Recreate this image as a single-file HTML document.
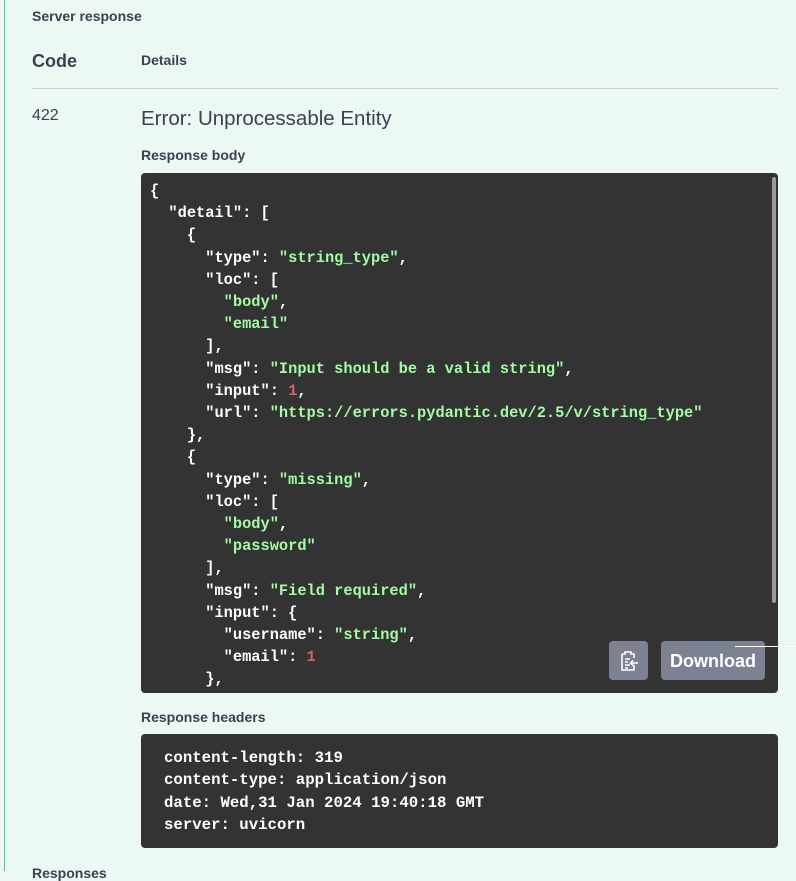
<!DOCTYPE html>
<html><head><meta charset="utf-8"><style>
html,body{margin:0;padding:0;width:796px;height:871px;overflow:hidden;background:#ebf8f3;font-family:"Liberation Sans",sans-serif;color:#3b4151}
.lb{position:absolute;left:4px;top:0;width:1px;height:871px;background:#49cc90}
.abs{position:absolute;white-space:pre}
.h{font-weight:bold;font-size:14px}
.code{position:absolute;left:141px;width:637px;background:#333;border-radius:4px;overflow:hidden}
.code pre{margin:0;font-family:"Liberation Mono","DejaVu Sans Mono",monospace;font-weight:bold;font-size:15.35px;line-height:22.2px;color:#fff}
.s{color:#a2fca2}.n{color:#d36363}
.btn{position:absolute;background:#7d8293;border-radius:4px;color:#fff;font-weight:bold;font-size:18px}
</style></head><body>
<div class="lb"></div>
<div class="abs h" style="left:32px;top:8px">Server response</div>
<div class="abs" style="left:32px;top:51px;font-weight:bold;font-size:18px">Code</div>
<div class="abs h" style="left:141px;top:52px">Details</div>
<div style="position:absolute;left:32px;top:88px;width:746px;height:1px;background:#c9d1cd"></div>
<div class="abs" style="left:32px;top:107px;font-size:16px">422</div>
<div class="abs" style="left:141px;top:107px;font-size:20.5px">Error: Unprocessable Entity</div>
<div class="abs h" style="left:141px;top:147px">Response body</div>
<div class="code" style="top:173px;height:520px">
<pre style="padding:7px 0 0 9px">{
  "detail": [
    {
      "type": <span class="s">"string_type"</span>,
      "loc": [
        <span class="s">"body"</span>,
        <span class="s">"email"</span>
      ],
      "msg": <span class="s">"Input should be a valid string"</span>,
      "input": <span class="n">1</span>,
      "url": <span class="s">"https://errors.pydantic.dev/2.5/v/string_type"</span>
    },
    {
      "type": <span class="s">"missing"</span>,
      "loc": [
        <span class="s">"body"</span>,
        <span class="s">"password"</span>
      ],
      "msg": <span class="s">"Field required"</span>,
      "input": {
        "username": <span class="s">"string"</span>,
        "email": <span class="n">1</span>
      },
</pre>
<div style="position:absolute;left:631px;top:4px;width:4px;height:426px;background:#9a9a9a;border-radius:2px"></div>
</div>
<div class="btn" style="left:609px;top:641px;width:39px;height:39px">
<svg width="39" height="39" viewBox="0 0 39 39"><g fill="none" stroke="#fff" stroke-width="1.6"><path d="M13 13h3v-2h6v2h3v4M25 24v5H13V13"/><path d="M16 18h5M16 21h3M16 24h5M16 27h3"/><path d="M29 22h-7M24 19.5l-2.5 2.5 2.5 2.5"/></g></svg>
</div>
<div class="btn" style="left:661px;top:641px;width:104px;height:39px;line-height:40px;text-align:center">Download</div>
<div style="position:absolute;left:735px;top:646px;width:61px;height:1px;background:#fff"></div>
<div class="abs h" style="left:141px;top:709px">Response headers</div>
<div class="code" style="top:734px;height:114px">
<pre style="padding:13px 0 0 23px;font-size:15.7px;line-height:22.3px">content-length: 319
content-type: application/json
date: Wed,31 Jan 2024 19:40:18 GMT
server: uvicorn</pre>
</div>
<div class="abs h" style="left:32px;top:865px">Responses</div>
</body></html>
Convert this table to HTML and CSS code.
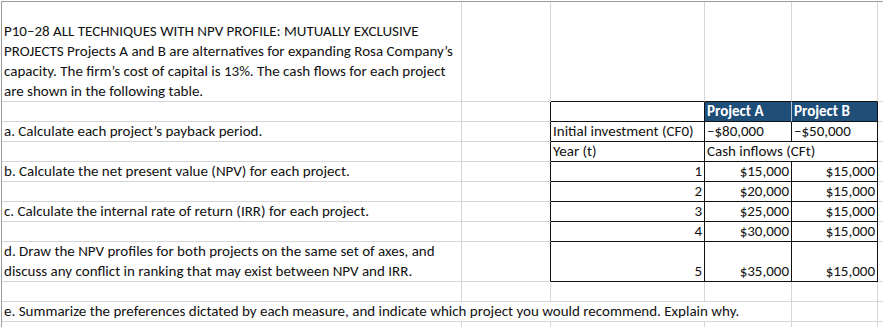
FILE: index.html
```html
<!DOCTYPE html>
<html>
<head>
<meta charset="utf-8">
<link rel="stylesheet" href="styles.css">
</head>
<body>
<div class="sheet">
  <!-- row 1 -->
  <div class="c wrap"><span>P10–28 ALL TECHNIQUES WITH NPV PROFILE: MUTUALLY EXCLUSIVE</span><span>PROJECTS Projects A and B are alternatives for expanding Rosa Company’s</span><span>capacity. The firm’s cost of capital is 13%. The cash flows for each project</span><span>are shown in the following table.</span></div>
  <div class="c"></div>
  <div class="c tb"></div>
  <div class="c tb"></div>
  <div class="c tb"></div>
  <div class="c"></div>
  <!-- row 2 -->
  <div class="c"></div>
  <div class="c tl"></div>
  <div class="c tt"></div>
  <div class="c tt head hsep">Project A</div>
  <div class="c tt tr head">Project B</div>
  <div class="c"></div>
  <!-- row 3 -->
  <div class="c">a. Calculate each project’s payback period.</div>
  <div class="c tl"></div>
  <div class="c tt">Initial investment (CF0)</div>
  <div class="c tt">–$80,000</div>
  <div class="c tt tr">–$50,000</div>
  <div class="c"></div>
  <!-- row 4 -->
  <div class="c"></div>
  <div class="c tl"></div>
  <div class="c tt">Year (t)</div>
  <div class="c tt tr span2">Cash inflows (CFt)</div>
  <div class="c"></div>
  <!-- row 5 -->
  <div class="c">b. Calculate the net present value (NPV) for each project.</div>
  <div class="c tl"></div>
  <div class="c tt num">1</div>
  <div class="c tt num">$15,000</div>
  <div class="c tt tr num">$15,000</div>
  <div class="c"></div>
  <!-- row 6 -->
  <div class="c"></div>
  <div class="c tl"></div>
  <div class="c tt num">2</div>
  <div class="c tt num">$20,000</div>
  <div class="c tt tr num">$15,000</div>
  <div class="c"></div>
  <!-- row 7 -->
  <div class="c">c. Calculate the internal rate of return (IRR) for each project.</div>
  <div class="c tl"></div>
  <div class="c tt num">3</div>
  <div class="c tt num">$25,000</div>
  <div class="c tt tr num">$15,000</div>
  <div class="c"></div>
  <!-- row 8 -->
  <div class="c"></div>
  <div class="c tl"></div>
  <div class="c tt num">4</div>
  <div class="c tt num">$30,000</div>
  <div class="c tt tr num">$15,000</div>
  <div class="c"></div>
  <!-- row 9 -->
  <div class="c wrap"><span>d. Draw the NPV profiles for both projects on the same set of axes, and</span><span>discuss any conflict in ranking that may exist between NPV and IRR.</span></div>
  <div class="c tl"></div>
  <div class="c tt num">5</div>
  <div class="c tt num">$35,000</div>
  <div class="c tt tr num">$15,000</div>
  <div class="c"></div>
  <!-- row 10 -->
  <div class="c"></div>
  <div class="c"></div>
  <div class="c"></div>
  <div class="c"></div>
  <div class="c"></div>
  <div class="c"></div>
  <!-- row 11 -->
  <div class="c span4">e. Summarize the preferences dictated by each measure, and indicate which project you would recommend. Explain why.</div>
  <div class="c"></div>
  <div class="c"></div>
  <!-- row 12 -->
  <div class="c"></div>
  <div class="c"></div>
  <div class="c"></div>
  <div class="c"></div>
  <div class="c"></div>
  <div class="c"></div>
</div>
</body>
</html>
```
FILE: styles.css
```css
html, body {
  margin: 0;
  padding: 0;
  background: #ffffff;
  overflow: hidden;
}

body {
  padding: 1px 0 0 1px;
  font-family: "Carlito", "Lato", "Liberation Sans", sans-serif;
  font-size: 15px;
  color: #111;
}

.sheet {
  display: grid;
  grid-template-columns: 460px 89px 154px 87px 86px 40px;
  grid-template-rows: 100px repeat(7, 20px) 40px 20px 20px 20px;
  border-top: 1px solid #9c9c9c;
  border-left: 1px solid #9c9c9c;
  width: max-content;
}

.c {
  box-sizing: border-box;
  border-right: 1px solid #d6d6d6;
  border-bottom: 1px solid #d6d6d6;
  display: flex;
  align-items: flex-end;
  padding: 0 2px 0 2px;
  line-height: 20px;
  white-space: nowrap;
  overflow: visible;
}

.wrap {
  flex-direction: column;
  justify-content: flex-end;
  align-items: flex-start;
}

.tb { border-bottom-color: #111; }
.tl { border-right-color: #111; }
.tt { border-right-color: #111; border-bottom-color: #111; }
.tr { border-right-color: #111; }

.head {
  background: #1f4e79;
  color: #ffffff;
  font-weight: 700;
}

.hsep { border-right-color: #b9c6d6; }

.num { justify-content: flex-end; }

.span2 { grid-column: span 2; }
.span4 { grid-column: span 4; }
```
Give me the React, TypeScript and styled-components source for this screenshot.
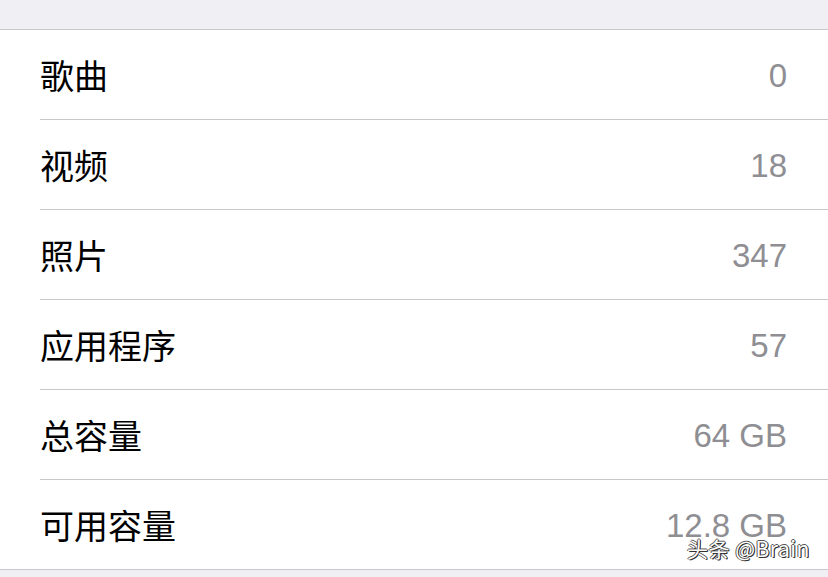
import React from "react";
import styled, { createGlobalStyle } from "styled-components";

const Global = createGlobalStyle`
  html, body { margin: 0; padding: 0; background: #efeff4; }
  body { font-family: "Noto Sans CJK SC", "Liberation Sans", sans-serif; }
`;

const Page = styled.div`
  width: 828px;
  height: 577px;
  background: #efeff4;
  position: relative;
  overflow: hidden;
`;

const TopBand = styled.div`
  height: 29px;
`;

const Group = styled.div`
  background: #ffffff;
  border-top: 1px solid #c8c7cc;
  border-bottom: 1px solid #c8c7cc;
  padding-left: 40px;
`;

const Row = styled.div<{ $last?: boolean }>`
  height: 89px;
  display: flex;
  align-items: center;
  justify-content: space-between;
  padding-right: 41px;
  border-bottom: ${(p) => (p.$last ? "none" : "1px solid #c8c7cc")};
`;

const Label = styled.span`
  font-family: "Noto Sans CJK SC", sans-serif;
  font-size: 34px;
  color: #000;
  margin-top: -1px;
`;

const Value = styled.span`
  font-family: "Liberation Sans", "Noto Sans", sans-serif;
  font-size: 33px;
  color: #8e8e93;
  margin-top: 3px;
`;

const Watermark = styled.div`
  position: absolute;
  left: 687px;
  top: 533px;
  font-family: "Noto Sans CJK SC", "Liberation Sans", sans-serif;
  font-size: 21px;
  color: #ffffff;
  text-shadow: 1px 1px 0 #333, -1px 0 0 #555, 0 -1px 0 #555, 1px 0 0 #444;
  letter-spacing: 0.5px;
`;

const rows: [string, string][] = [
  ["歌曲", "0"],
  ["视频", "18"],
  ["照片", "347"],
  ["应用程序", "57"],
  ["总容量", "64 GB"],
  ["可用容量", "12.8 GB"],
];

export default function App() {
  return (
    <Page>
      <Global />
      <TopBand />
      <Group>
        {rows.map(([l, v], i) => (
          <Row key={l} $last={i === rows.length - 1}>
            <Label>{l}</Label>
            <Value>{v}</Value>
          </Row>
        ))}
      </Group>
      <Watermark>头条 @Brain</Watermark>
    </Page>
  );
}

####

→ Work to complete: Go through the material above and count the lines that include "components". Give the number alone.

→ Problem solution: 2